Question1.step3 (Calculating the conditional probability P(B|A))

The formula for the conditional probability of event B given that event A has occurred is: $$ P\left(B|A\right) = \frac{P\left(A\cap B\right)}{P\left(A\right)} $$.

We found $$ P\left(A\cap B\right) = \frac{1}{10} $$ and we are given $$ P\left(A\right) = \frac{3}{10} $$.

Substitute these values into the formula: $$ P\left(B|A\right) = \frac{\frac{1}{10}}{\frac{3}{10}} $$.

To divide fractions, we multiply the first fraction by the reciprocal of the second fraction: $$ P\left(B|A\right) = \frac{1}{10} \times \frac{10}{3} $$.
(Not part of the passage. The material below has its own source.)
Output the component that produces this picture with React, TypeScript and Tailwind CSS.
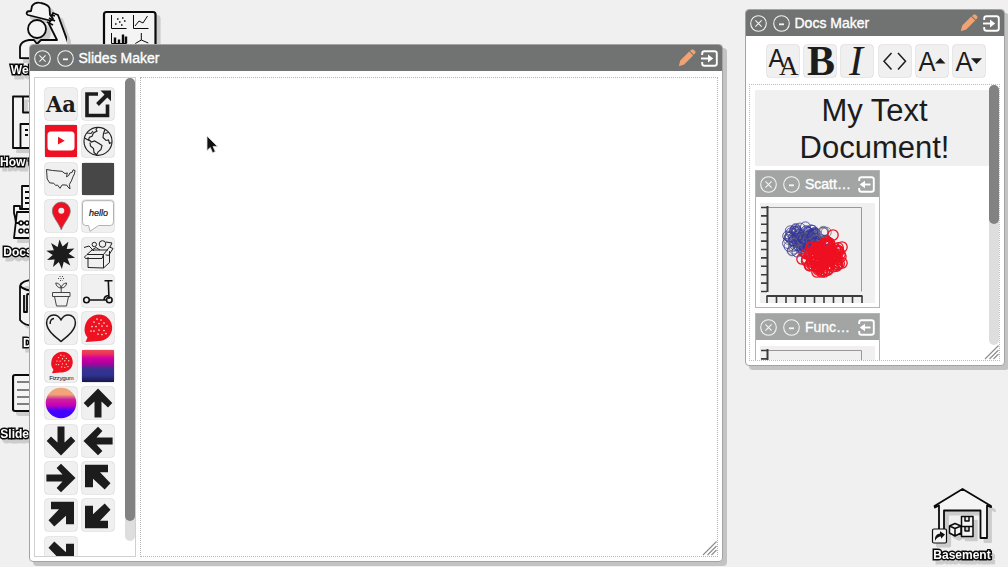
import type { ReactNode } from 'react';
import clsx from 'clsx';

type ArrowDir = 'up' | 'down' | 'left' | 'right' | 'nw' | 'ne' | 'sw' | 'se';

const sans = '"Liberation Sans", Arial, sans-serif';
const serif = '"Liberation Serif", serif';

// ---------- window chrome ----------

function CircleButton({ kind }: { kind: 'close' | 'minimize' }) {
  return (
    <svg className="size-[17px] shrink-0" viewBox="0 0 17 17" fill="none" stroke="#f4f4f4" strokeWidth="1.1">
      <circle cx="8.5" cy="8.5" r="7.8" />
      {kind === 'close' ? <path d="M5.4 5.4l6.2 6.2M11.6 5.4l-6.2 6.2" /> : <path d="M6 9.3h5" strokeWidth="1.8" />}
    </svg>
  );
}

function PencilIcon() {
  return (
    <svg className="size-[18px] shrink-0" viewBox="0 0 18 18" fill="#f1a472">
      <path d="M.8 17.200l1.500-5.800L11.200 2.600l4 4-9 9z" />
      <path d="M12 1.900l1.500-1.200q1.200-.8 2.300.2l1.200 1.200q1 1.100.1 2.200L15.900 5.800z" />
    </svg>
  );
}

function DockIcon({ out = false }: { out?: boolean }) {
  return (
    <svg className="size-[17px] shrink-0" viewBox="0 0 17 17" fill="none" stroke="#fff" strokeWidth="1.9">
      <path d="M1.2 5V3.5q0-2.3 2.3-2.3h10q2.3 0 2.3 2.3v10q0 2.3-2.3 2.3h-10q-2.3 0-2.3-2.3V12" />
      {out ? (
        <>
          <path d="M3 8.5h9.5" />
          <path d="M1.8 8.5L7 4.8v7.4z" fill="#fff" stroke="none" />
        </>
      ) : (
        <>
          <path d="M0 8.5h8.5" />
          <path d="M12.2 8.5L7 4.6v7.8z" fill="#fff" stroke="none" />
        </>
      )}
    </svg>
  );
}

function TitleBar({ title }: { title: string }) {
  return (
    <div className="flex h-[26px] shrink-0 items-center rounded-t-[3px] bg-[#707372] pr-[4px] pl-[4px] text-[14px] text-white">
      <CircleButton kind="close" />
      <div className="w-[5.500px]" />
      <CircleButton kind="minimize" />
      <span className="ml-[5px] flex-1 leading-[16px] [-webkit-text-stroke:0.35px_white]">{title}</span>
      <PencilIcon />
      <div className="w-[5px]" />
      <DockIcon />
    </div>
  );
}

function ResizeGrip() {
  return (
    <svg className="absolute right-0 bottom-0 size-[15px]" viewBox="0 0 15 15" stroke="#8c8c8c" strokeWidth="1.1">
      <path d="M1 14L14.5 .5M5.5 14L14.5 5M9.5 14l5-5" />
    </svg>
  );
}

function Window({ title, className, children }: { title: string; className: string; children: ReactNode }) {
  return (
    <div
      className={clsx(
        'absolute flex flex-col rounded-[4px] border border-[#a3a3a3] bg-white shadow-[4px_4px_0_#c3c3c3]',
        className,
      )}
    >
      <TitleBar title={title} />
      {children}
    </div>
  );
}

// ---------- palette icons, all on a 32x32 grid ----------

const arrowTransforms: Record<ArrowDir, string> = {
  up: '',
  right: 'rotate(90 16 16)',
  down: 'rotate(180 16 16)',
  left: 'rotate(270 16 16)',
  nw: '',
  ne: 'translate(32 0) scale(-1 1)',
  sw: 'translate(0 32) scale(1 -1)',
  se: 'rotate(180 16 16)',
};

function Arrow({ dir }: { dir: ArrowDir }) {
  const diagonal = ['nw', 'ne', 'sw', 'se'].includes(dir);
  const points = diagonal
    ? '3,2.8 26,2.8 26,10.3 18,10.3 28.5,21.3 22.7,27.6 11,16.8 11,25.3 3,25.3'
    : '16,1.5 30.3,16 26,20.4 19.5,14.5 19.5,30.6 12.5,30.6 12.5,14.5 6,20.4 1.7,16';
  return <polygon points={points} transform={arrowTransforms[dir]} fill="#1c1c1c" />;
}

function Burst() {
  const spikes = 10;
  const points = Array.from({ length: spikes * 2 }, (_, i) => {
    const r = i % 2 === 0 ? 14.8 : 8;
    const a = (i * Math.PI) / spikes - Math.PI / 2 - 0.08;
    return `${15.7 + r * Math.cos(a)},${16.3 + r * Math.sin(a)}`;
  }).join(' ');
  return <polygon points={points} fill="#1c1c1c" />;
}

function GumBlob() {
  return (
    <>
      <path d="M3.5 30l2-4.5C2.5 22 2.2 18.500 2.700 15.500 3.700 8 9.500 2.500 17 2.500c7.500 0 13.200 6 13.200 13.300C30.200 23.500 24 29 17 29c-4 0-8 .8-13.500 1z" fill="#ee1122" />
      <g fill="#ffe5c8">
        {[
          [15, 7], [19, 8], [12, 10], [17, 11.5], [22, 11], [10, 14.5], [14, 14.5], [20, 14], [25, 14],
          [12, 19], [17, 18], [22, 18.5], [16, 22], [20, 22.5], [24, 21.5], [9, 19],
        ].map(([x, y]) => (
          <circle key={`${x}-${y}`} cx={x} cy={y} r={0.85} />
        ))}
      </g>
    </>
  );
}

const paletteIcons: ReactNode[] = [
  <text x="1" y="24" fontFamily='"DejaVu Serif", serif' fontWeight="700" fontSize="22.500" textLength="30" lengthAdjust="spacingAndGlyphs" fill="#1c1c1c">Aa</text>,
  <g fill="none" stroke="#1c1c1c" strokeWidth="3.600">
    <path d="M16 6H5v21.500h20.500V16.500" />
    <path d="M15.500 16.500L25 7" strokeWidth="3.900" />
    <path d="M18.500 2.500h10.500v10.700z" fill="#1c1c1c" stroke="none" />
  </g>,
  <>
    <rect width="32" height="32" fill="#ee1122" />
    <rect x="2.500" y="6.500" width="27" height="19" rx="3.500" fill="#fff" />
    <path d="M13 11.800v7.800l6.700-3.900z" fill="#ee1122" />
  </>,
  <g fill="none" stroke="#222" strokeWidth="1.150">
    <circle cx="16" cy="16.300" r="14" />
    <path d="M15.500 2.500l-1.500 2 1 1.500-3.500 2-1.500 3.200-2.500 1-1 2.300 3 2.500 3-1 4.500 2.500 3 2-1 4-3 2.500-1.500 3-2.500-2.500-.5-4-3-2.500-.5-3.500M2.500 13l4.500 2.500" />
    <path d="M23 4.500l-1.500 4-.5 4 3 3 2.500-.5 1 3.500 2-1M22.500 8.500l4-1M5 8l4 .5 2-2.500" />
  </g>,
  <path d="M1.500 6.500l6 1 9.500.8 3 2.300 2.300-.7-.8 4 2.300-1.500 1-2.400 2.300-.6 1-2.600 2 .8-.7 3.300-1.500 3-1.500 4-2 3.500.6 4.600-2-1.900-1.300-2-4.600-.2-2.100 3.400-2.500-3.300-1.800.5-2-2.300-4-.3-2.500-4z" fill="none" stroke="#333" strokeWidth="1" />,
  <rect width="32" height="32" fill="#474747" />,
  <>
    <path d="M16.300 30C14 23 7.300 17 7.300 11a9 9 0 0118 0c0 6-6.700 12-9 19z" fill="#ee1122" stroke="#777" strokeWidth=".7" />
    <circle cx="16.300" cy="10.800" r="3" fill="#eee" />
  </>,
  <>
    <path d="M3.500.7h25q3 0 3 3v18q0 3.800-3 3.800H16.500L8 31.300 6.600 25.500H3.500q-3 0-3-3.800v-18q0-3 3-3z" fill="#fff" stroke="#a9a9a9" strokeWidth=".9" />
    <text x="7" y="16" fontFamily={sans} fontStyle="italic" fontSize="9" fill="#111" stroke="#111" strokeWidth=".2">hello</text>
  </>,
  <Burst />,
  <g fill="none" stroke="#222" strokeWidth="1">
    <path d="M5 16.500h16.500V30L6 29.500V19M21.500 30l6-5.500V13M21.500 16.500L27.500 9 31 10.500l-4.500 7-3-.7M5 16.500L2.500 19l1 1.500H20l1.500-4M5 16.500l5-4.500h16" />
    <circle cx="20.500" cy="6" r="3.300" /><circle cx="12.300" cy="6.500" r="2.200" />
    <path d="M2 9.500l5-1.500 5 5M9 12.500l5-3 4 2.500M24 4l6 1-2 4" />
  </g>,
  <g fill="none" stroke="#444" strokeWidth="1">
    <path d="M7.500 17.500h17.500v4H7.500zM9.500 21.500L11.500 31h10l2-9.500M16.200 17V12M16.200 13c-3 0-5-2-5.500-5 3 0 5 2 5.500 5 .5-3 2.500-5 5.500-5-.5 3-2.500 5-5.500 5" />
    <path d="M13 3.500h7M14.500 1.500h4M15 5.500h3" strokeDasharray="1 1.500" />
  </g>,
  <g fill="none" stroke="#111" strokeWidth="1.600">
    <circle cx="4.500" cy="25" r="2.800" /><circle cx="27.300" cy="25" r="2.800" />
    <path d="M7 25h17M27 24L26.300 5.500M22.500 5.800h8M22 25q0-4 4.500-4.500" />
  </g>,
  <path d="M16 29.500C10 24.500 1.600 18.500 1.600 10.800 1.600 6 5 3 8.700 3c3.300 0 5.700 2 7.300 4.800C17.600 5 20 3 23.300 3 27 3 30.400 6 30.400 10.800 30.400 18.500 22 24.500 16 29.500zM5.200 12c-.3-3 1.200-5.300 3.800-5.500" fill="none" stroke="#1c1c1c" strokeWidth="1.500" />,
  <GumBlob />,
  <>
    <g transform="translate(4.200 -.2) scale(.78)"><GumBlob /></g>
    <text x="4.200" y="29.500" textLength="24.500" fontFamily={sans} fontSize="6.200" fill="#111">Fizzygum</text>
  </>,
  <>
    <linearGradient id="dusk" x2="0" y2="1">
      <stop offset="0" stopColor="#e84a5a" />
      <stop offset=".12" stopColor="#ee3058" />
      <stop offset=".25" stopColor="#d000a5" />
      <stop offset=".42" stopColor="#b0009c" />
      <stop offset=".6" stopColor="#343490" />
      <stop offset=".8" stopColor="#30308e" />
      <stop offset="1" stopColor="#171747" />
    </linearGradient>
    <rect width="32" height="32" fill="url(#dusk)" />
  </>,
  <>
    <linearGradient id="sunset" x2="0" y2="1">
      <stop offset=".22" stopColor="#f0a478" />
      <stop offset=".38" stopColor="#cf20a0" />
      <stop offset=".58" stopColor="#c800b5" />
      <stop offset=".75" stopColor="#4200ff" />
    </linearGradient>
    <circle cx="16" cy="16" r="15.300" fill="url(#sunset)" />
  </>,
  <Arrow dir="up" />,
  <Arrow dir="down" />,
  <Arrow dir="left" />,
  <Arrow dir="right" />,
  <Arrow dir="nw" />,
  <Arrow dir="ne" />,
  <Arrow dir="sw" />,
  <Arrow dir="se" />,
];

function Tile({ children }: { children: ReactNode }) {
  return (
    <div className="size-[32px] shrink-0 rounded-[3px] bg-[#f0f0f0] shadow-[0_0_0_0.5px_#cfcfcf]">
      <svg className="size-full overflow-visible" viewBox="0 0 32 32">{children}</svg>
    </div>
  );
}

// ---------- docs toolbar ----------

const docTools: ReactNode[] = [
  <g fill="#1c1c1c">
    <text x="1.500" y="21.500" fontFamily={sans} fontSize="26" textLength="16" lengthAdjust="spacingAndGlyphs">A</text>
    <text x="12" y="29.500" fontFamily={serif} fontSize="27">A</text>
  </g>,
  <text x="3" y="30.300" fontFamily={serif} fontWeight="700" fontSize="43" textLength="28" lengthAdjust="spacingAndGlyphs" fill="#1c1c1c">B</text>,
  <text x="8" y="29.800" fontFamily={serif} fontStyle="italic" fontSize="42" fill="#1c1c1c">I</text>,
  <path d="M12.500 8L5 16.300l7.500 8.200M19 8l7.500 8.300L19 24.500" fill="none" stroke="#1c1c1c" strokeWidth="1.500" />,
  <g fill="#1c1c1c">
    <text x="2.500" y="25.500" fontFamily={sans} fontSize="28" textLength="17" lengthAdjust="spacingAndGlyphs">A</text>
    <path d="M19 18.500l5.300-5.500 5.200 5.500z" />
  </g>,
  <g fill="#1c1c1c">
    <text x="2.500" y="25.500" fontFamily={sans} fontSize="28" textLength="17" lengthAdjust="spacingAndGlyphs">A</text>
    <path d="M18 13.300h11l-5.500 5.700z" />
  </g>,
];

// ---------- embedded plots ----------

// small seeded generator so the clouds look the same on every render
function cloud(seed: number, count: number, cx: number, cy: number, spread: number) {
  let s = seed;
  const next = () => {
    s = (s * 16807) % 2147483647;
    return s / 2147483647;
  };
  return Array.from({ length: count }, () => {
    const a = next() * Math.PI * 2;
    const r = Math.pow(next(), 0.8) * spread;
    return { x: cx + r * Math.cos(a), y: cy + r * Math.sin(a) * 0.85 };
  });
}

const bluePoints = [...cloud(71, 110, 43, 37, 17), ...cloud(977, 30, 56, 37, 14)];
const redPoints = [...cloud(419, 130, 64, 54, 18), { x: 42, y: 56 }, { x: 73, y: 32 }, { x: 82, y: 44 }, { x: 82, y: 60 }, { x: 57, y: 69 }];

function PlotAxes() {
  return (
    <g fill="none" stroke="#3c3c3c">
      <path d="M8 4.500h93.500v84" stroke="#999" strokeWidth="1" />
      <path d="M7.500 3v86" strokeWidth="2" />
      <path d="M6.500 93h96" strokeWidth="2" />
      {Array.from({ length: 11 }, (_, i) => (
        <path key={i} d={`M1 ${4.5 + i * 8.4}h6M${7 + i * 9.5} 93v7`} strokeWidth="1.600" />
      ))}
    </g>
  );
}

function PlotCard({ title, scatter = false }: { title: string; scatter?: boolean }) {
  return (
    <div className="h-[138px] w-[125px] shrink-0 border border-[#b5b5b5] bg-white">
      <div className="flex h-[26px] items-center bg-[#a3a5a4] px-[4px] text-[14px] text-white">
        <CircleButton kind="close" />
        <div className="w-[6px]" />
        <CircleButton kind="minimize" />
        <span className="ml-[5px] flex-1 leading-[16px] [-webkit-text-stroke:0.35px_white]">{title}</span>
        <DockIcon out />
      </div>
      <svg className="mt-[6px] ml-[4px] h-[100px] w-[115px] bg-[#f0f0f0]" viewBox="0 0 115 100">
        <PlotAxes />
        {scatter && (
          <g fill="none">
            {bluePoints.map((p, i) => (
              <circle key={i} cx={p.x} cy={p.y} r="5" stroke={i % 3 === 0 ? '#66667a' : '#33339c'} strokeWidth=".8" />
            ))}
            {redPoints.map((p, i) => (
              <circle key={i} cx={p.x} cy={p.y} r="5.200" stroke="#ee1122" strokeWidth="1.300" />
            ))}
          </g>
        )}
      </svg>
    </div>
  );
}

// ---------- desktop ----------

function Shortcut({ label, className, iconClass, viewBox, children }: {
  label?: string;
  className: string;
  iconClass: string;
  viewBox: string;
  children: ReactNode;
}) {
  return (
    <div className={clsx('absolute flex flex-col items-center', className)}>
      <svg
        className={clsx('shrink-0 drop-shadow-[4px_4px_0_#cccccc]', iconClass)}
        viewBox={viewBox}
        fill="#f4f4f4"
        stroke="#0a0a0a"
        strokeWidth="1.800"
        strokeLinejoin="round"
      >
        {children}
      </svg>
      {label && (
        <span className="text-[12px] leading-[14px] font-bold whitespace-nowrap text-white drop-shadow-[3px_4px_0_#cccccc] [-webkit-text-stroke:3px_#0a0a0a] [paint-order:stroke_fill]">
          {label}
        </span>
      )}
    </div>
  );
}

function DesktopShortcuts() {
  return (
    <>
      <Shortcut label="Welcome" className="top-0 left-[-5px] w-[84px]" iconClass="h-[63px] w-[60px]" viewBox="7 0 60 63">
        <path d="M20 58V47q1-6 9-7h5l3 4 4-4h16L49 24l4-11 5 2 16 44z" />
        <circle cx="37" cy="29" r="9" />
        <path d="M27.500 11.500l3.500-.5 1-5q3-4.500 9-3 7 1.500 8.500 5l.5 7 3 3.500q-1 3-5 1.500L28 15q-2.500-1.500-.5-3.500z" />
        <path d="M47 22l6 3M49 18l6 3M51 15l4 1" />
      </Shortcut>
      <Shortcut className="top-[10px] left-[101px] w-[60px]" iconClass="h-[60px] w-[60px]" viewBox="101 10 60 60">
        <rect x="104" y="12" width="51.500" height="54" rx="2.500" strokeWidth="2.200" />
        <g fill="none" strokeWidth="1">
          <path d="M111.500 15v13.500h15M133.500 15v13.500h15M111.500 33v10.500h15" />
          <path d="M135 26l4-5 4 2 4.500-7M141.300 33v7M141.300 40l-6 3.500M141.300 40l7 3" />
          <path d="M115 43.500v-6M119 43.500v-4M123 43.500v-9M126 43.500v-7" strokeWidth="2.400" />
        </g>
        <path d="M115 24h1.500M119 22h1.500M117 19h1.500M122 18h1.500M124 21h1.500M121 25h1.500" strokeWidth="1.500" />
      </Shortcut>
      <Shortcut label="How to use" className="top-[94px] left-[-1px] w-[66px]" iconClass="h-[61px] w-[42px]" viewBox="12 93 42 61">
        <path d="M14 95.500h38V147H14zM24 96v15.500h28M21.500 147v-24H52" />
        <path d="M26 129h3M26 134h3" />
      </Shortcut>
      <Shortcut label="Docs Maker" className="top-[184px] left-[3px] w-[68px]" iconClass="h-[61px] w-[48px]" viewBox="13 184 48 61">
        <path d="M22 211v-25h26v25M25 192h18M25 198h18M25 203h18" />
        <path d="M14 213v-7h6v3h30v14H16l-1-6zM14 238l3-26h34l4 26z" />
        <g strokeWidth="1.500">
          <circle cx="21" cy="223" r="2" /><circle cx="27" cy="223" r="2" />
          <circle cx="21" cy="231" r="2" /><circle cx="27" cy="231" r="2" />
        </g>
      </Shortcut>
      <Shortcut label="Data" className="top-[276px] left-[18px] w-[36px]" iconClass="h-[60px] w-[40px]" viewBox="16 276 40 60">
        <path d="M20 286q2-6 14-6t18 6v34q-4 6-16 6t-16-6zM20 286q5 5 16 5t16-5M24 295v17h3v-17q0-2 4 0" />
      </Shortcut>
      <Shortcut label="Slides Maker" className="top-[372px] left-0 w-[74px]" iconClass="h-[55px] w-[50px]" viewBox="12 372 50 55">
        <rect x="13" y="375" width="45" height="36" rx="2" strokeWidth="2.200" />
        <path d="M17 382h36M17 390h36M17 397h36M17 404h36" strokeWidth="1" />
      </Shortcut>
      <Shortcut label="Basement" className="top-[487px] left-[928px] w-[68px]" iconClass="h-[61px] w-[62px]" viewBox="931 487 62 61">
        <path d="M939 505.500L935 507.500 934.500 506 962.500 489l28.500 17v1.200l-4-1.700V538h-6.500v-27.500H944V538h-5z" />
        <path d="M961.500 516.500h11.500v10h-11.500zM961.500 526.500h11.500v10h-11.500zM965 517v4h4v-4M965 527v4h4v-4M949.500 526l5.500-2.500 6 2.500v7l-6 3-5.500-3zM949.500 526l5.500 2.500 6-2.500M955 528.500v7.500" strokeWidth="1.500" />
        <rect x="932.500" y="529" width="14" height="14" rx="1.500" strokeWidth="1.200" />
        <path d="M935 541q-1-6.500 5-7.500v-2.200l5 3.200-4 4.300v-2.300q-4 0-6 4.500z" fill="#111" stroke="none" />
      </Shortcut>
    </>
  );
}

function Cursor() {
  return (
    <svg className="absolute top-[135px] left-[205px] h-[20px] w-[15px]" viewBox="0 0 15 20">
      <path d="M2 1v14.500l3.300-3 2.300 5.300 2.700-1.200-2.300-5.200h4.500z" fill="#111" stroke="#ddd" strokeWidth=".8" />
    </svg>
  );
}

function SlidesWindow() {
  return (
    <Window title="Slides Maker" className="top-[44px] left-[29px] h-[518px] w-[694px]">
      <div className="flex min-h-0 flex-1 gap-[4px] px-[4px] pt-[6px] pb-[4px]">
        <div className="flex w-[102px] shrink-0 overflow-hidden border border-[#d0d0d0] pt-[10px] pl-[10px]">
          <div className="grid grid-cols-[32px_32px] content-start gap-x-[5.300px] gap-y-[5.400px]">
            {paletteIcons.map((icon, i) => (
              <Tile key={i}>{icon}</Tile>
            ))}
          </div>
          <div className="mt-[-10px] ml-[10.700px] h-[463px] w-[10px] shrink-0 rounded-full bg-[#dedede]">
            <div className="h-[443px] rounded-full bg-[#828282]" />
          </div>
        </div>
        <div className="relative flex-1 border border-dotted border-[#b5b5b5]">
          <ResizeGrip />
        </div>
      </div>
    </Window>
  );
}

function DocsWindow() {
  return (
    <Window title="Docs Maker" className="top-[9px] left-[745px] h-[357px] w-[260px]">
      <div className="mt-[9px] ml-[2px] flex h-[32px] shrink-0 justify-center gap-[5.400px]">
        {docTools.map((tool, i) => (
          <Tile key={i}>{tool}</Tile>
        ))}
      </div>
      <div className="relative mr-[4px] mb-[4px] ml-[3px] mt-[7px] flex min-h-0 flex-1 overflow-hidden border border-dotted border-[#bdbdbd]">
        <div className="flex w-[239px] shrink-0 flex-col pt-[5px] pl-[5px]">
          <div className="h-[76px] shrink-0 bg-[#f0f0f0] pt-[2px] pl-[5px] text-center text-[31px] leading-[37px] text-[#1c1c1c]">
            My Text
            <br />
            Document!
          </div>
          <div className="mt-[4px] flex flex-col gap-[5px]">
            <PlotCard title="Scatt…" scatter />
            <PlotCard title="Func…" />
          </div>
        </div>
        <div className="h-[260px] w-[10px] shrink-0 rounded-full bg-[#dedede]">
          <div className="h-[139px] rounded-full bg-[#828282]" />
        </div>
        <ResizeGrip />
      </div>
    </Window>
  );
}

export default function App() {
  return (
    <main className="relative h-[567px] w-[1008px] overflow-hidden bg-[#f0f0f0] font-['Liberation_Sans',Arial,sans-serif]">
      <DesktopShortcuts />
      <SlidesWindow />
      <DocsWindow />
      <Cursor />
    </main>
  );
}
We can cancel out the common factor of 10 from the numerator and the denominator: $$ P\left(B|A\right) = \frac{1}{3} $$.

Question1.step4 (Calculating the conditional probability P(A|B))

The formula for the conditional probability of event A given that event B has occurred is: $$ P\left(A|B\right) = \frac{P\left(A\cap B\right)}{P\left(B\right)} $$.

We found $$ P\left(A\cap B\right) = \frac{1}{10} $$ and we are given $$ P\left(B\right) = \frac{2}{5} $$.

Substitute these values into the formula: $$ P\left(A|B\right) = \frac{\frac{1}{10}}{\frac{2}{5}} $$.

To divide fractions, we multiply the first fraction by the reciprocal of the second fraction: $$ P\left(A|B\right) = \frac{1}{10} \times \frac{5}{2} $$.

Multiply the numerators together and the denominators together: $$ P\left(A|B\right) = \frac{1 \times 5}{10 \times 2} = \frac{5}{20} $$.

Simplify the fraction $$ \frac{5}{20} $$ by dividing both the numerator and the denominator by their greatest common divisor, which is 5: $$ P\left(A|B\right) = \frac{5 \div 5}{20 \div 5} = \frac{1}{4} $$.

Question1.step5 (Calculating the sum P(B|A) + P(A|B))

Finally, we need to find the sum of the two conditional probabilities we calculated: $$ P\left(B|A\right) + P\left(A|B\right) = \frac{1}{3} + \frac{1}{4} $$.

To add these fractions, we need a common denominator. The least common multiple of 3 and 4 is 12.

Convert $$ \frac{1}{3} $$ to an equivalent fraction with a denominator of 12: multiply the numerator and the denominator by 4. So, $$ \frac{1}{3} = \frac{1 \times 4}{3 \times 4} = \frac{4}{12} $$.

Convert $$ \frac{1}{4} $$ to an equivalent fraction with a denominator of 12: multiply the numerator and the denominator by 3. So, $$ \frac{1}{4} = \frac{1 \times 3}{4 \times 3} = \frac{3}{12} $$.

Now, add the two fractions with the common denominator: $$ \frac{4}{12} + \frac{3}{12} $$.

Add the numerators while keeping the common denominator: $$ \frac{4 + 3}{12} = \frac{7}{12} $$.

Therefore, $$ P\left(B|A\right)+P\left(A|B\right) $$ equals $$ \frac{7}{12} $$.